Disney-fied: Jon Favreau Talks 'Magic Kingdom' & Guillermo Del Toro Discusses 'Haunted Mansion'

Comic-Con ’11: Del Toro Says He “Wishes” He Was Making Marvel’s ‘Dr. Strange,’ Plus Talk On ‘Pinocchio,’ ‘Pacific Rim’ & More

After a long day of panels from a variety of studios and filmmakers, Jon Favreau and Guillermo del Toro took the stage in Hall H for Entertainment Weekly’s annual “Visionaries” panel, where the two filmmakers talked about their upcoming projects, traded insights and endlessly complimented one another. Like other honorees from past years, such as J.J. Abrams, Peter Jackson and Joss Whedon, Favreau and del Toro tapped into their personal fandom as they talked about their professional futures, offering a fun and insightful portrait of their working methods.Del Toro was suffering from back problems, but made light of his discomfort as the two of them sat down in front of the crowd. Talking about his bulging disc, he quipped, “Having anything bulging after 40 is a good thing, so I’m happy.” Favreau said he was relieved that del Toro made it: “part of the fun of being here, doing this, is sitting next to this guy, because he has been an inspiration and a mentor and a friend and a person to commiserate with, for years. And we never look thinner than when we’re next to each other.”

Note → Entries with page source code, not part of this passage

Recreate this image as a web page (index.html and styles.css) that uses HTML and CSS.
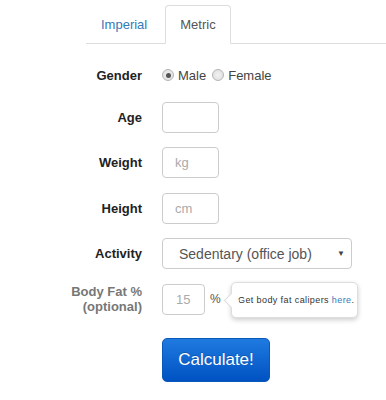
FILE: index.html
```html
<!DOCTYPE html>
<html>
<head>
<meta charset="utf-8">
<link rel="stylesheet" href="styles.css">
</head>
<body>
<div class="page">
  <ul class="tabs">
    <li class="tab"><a class="tab-link">Imperial</a></li>
    <li class="tab active"><a class="tab-link">Metric</a></li>
  </ul>
  <form class="form">
    <div class="row row-gender">
      <div class="label">Gender</div>
      <div class="control radios">
        <label class="radio"><span class="dot checked"></span>Male</label>
        <label class="radio"><span class="dot"></span>Female</label>
      </div>
    </div>
    <div class="row">
      <div class="label">Age</div>
      <div class="control"><div class="input"></div></div>
    </div>
    <div class="row">
      <div class="label">Weight</div>
      <div class="control"><div class="input placeholder">kg</div></div>
    </div>
    <div class="row">
      <div class="label">Height</div>
      <div class="control"><div class="input placeholder">cm</div></div>
    </div>
    <div class="row">
      <div class="label">Activity</div>
      <div class="control">
        <div class="select"><span>Sedentary (office job)</span><span class="caret">▼</span></div>
      </div>
    </div>
    <div class="row row-fat">
      <div class="label muted">Body Fat %<br>(optional)</div>
      <div class="control fat">
        <div class="input small placeholder">15</div>
        <span class="pct">%</span>
        <div class="tip"><span>Get body fat calipers <span class="link">here</span>.</span></div>
      </div>
    </div>
    <div class="row row-btn">
      <div class="label"></div>
      <div class="control"><div class="btn">Calculate!</div></div>
    </div>
  </form>
</div>
</body>
</html>
```
FILE: styles.css
```css
html, body {
  margin: 0;
  padding: 0;
  background: #fff;
  font-family: "Liberation Sans", Arial, sans-serif;
  color: #333;
}
.page {
  width: 386px;
  height: 400px;
  overflow: hidden;
}
.tabs {
  list-style: none;
  margin: 5px 0 0 86px;
  padding: 0;
  display: flex;
  border-bottom: 1px solid #ddd;
  height: 38px;
}
.tab {
  margin-right: 3px;
  margin-bottom: -1px;
}
.tab-link {
  display: block;
  padding: 10px 14px;
  line-height: 17px;
  font-size: 13px;
  color: #337ab7;
  border: 1px solid transparent;
  border-radius: 4px 4px 0 0;
}
.tab.active .tab-link {
  color: #555;
  background: #fff;
  border-color: #ddd;
  border-bottom-color: #fff;
}
.form {
  display: flex;
  flex-direction: column;
  gap: 14.5px;
  padding-top: 20px;
}
.row {
  display: flex;
  align-items: center;
  gap: 20px;
  min-height: 31px;
}
.row-gender {
  min-height: 22px;
  margin-bottom: 1px;
}
.label {
  width: 142px;
  flex: none;
  text-align: right;
  font-weight: bold;
  font-size: 13px;
  color: #222;
  line-height: 15px;
}
.label.muted {
  color: #777;
}
.control {
  display: flex;
  align-items: center;
}
.radios {
  gap: 6px;
  font-size: 13px;
  color: #444;
}
.radio {
  display: flex;
  align-items: center;
  gap: 4px;
}
.dot {
  width: 10px;
  height: 10px;
  border-radius: 50%;
  border: 1px solid #b5b5b5;
  background: radial-gradient(circle, #f2f2f2 0, #dcdcdc 100%);
  position: relative;
}
.dot.checked::after {
  content: "";
  position: absolute;
  left: 2.5px;
  top: 2.5px;
  width: 5px;
  height: 5px;
  border-radius: 50%;
  background: #555;
}
.input {
  box-sizing: border-box;
  width: 57px;
  height: 31px;
  border: 1px solid #ccc;
  border-radius: 4px;
  font-size: 13px;
  color: #aaa;
  padding: 0 12px;
  line-height: 29px;
}
.input.small {
  width: 43px;
  padding: 0 13px;
}
.select {
  box-sizing: border-box;
  width: 190px;
  height: 31px;
  border: 1px solid #ccc;
  border-radius: 4px;
  display: flex;
  align-items: center;
  justify-content: space-between;
  padding: 0 6px 0 16px;
  font-size: 14px;
  color: #555;
}
.caret {
  font-size: 8px;
  color: #444;
}
.fat {
  position: relative;
}
.pct {
  font-size: 12px;
  color: #555;
  margin-left: 5px;
}
.tip {
  position: absolute;
  left: 69px;
  top: -2px;
  width: 127px;
  height: 36px;
  box-sizing: border-box;
  background: #fff;
  border: 1px solid #ddd;
  border-radius: 5px;
  box-shadow: 0 2px 5px rgba(0, 0, 0, 0.2);
  font-size: 9px;
  letter-spacing: 0.4px;
  color: #333;
  display: flex;
  align-items: center;
  padding-left: 6px;
  white-space: nowrap;
}
.tip::before {
  content: "";
  position: absolute;
  left: -6px;
  top: 12px;
  width: 10px;
  height: 10px;
  background: #fff;
  border-left: 1px solid #ddd;
  border-bottom: 1px solid #ddd;
  transform: rotate(45deg);
}
.link {
  color: #337ab7;
}
.row-btn {
  margin-top: 9px;
}
.btn {
  width: 108px;
  height: 44px;
  border-radius: 5px;
  background: linear-gradient(#1f7ae0, #0052c2);
  border: 1px solid #0a58b8;
  box-sizing: border-box;
  color: #fff;
  font-size: 17px;
  display: flex;
  align-items: center;
  justify-content: center;
  text-shadow: 0 -1px 0 rgba(0,0,0,0.2);
}
```
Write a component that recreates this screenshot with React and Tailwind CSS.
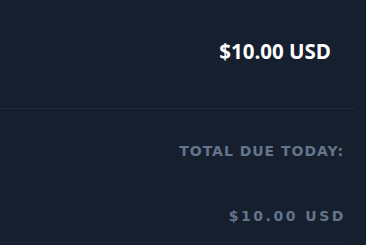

Discussing how they met, Favreau said that what he loves about del Toro is his enthusiasm for sharing all parts of the creative process – with everyone. “Some filmmakers like to keep it mysterious, which I respect, and other filmmakers decide to share as much as they possibly can. Fortunately, Guillermo is one of the few directors who goes out of his way to let you behind the curtain. And he’s of the mindset that the more you know, the more you’ll enjoy, so he’s not afraid of revealing his secrets.”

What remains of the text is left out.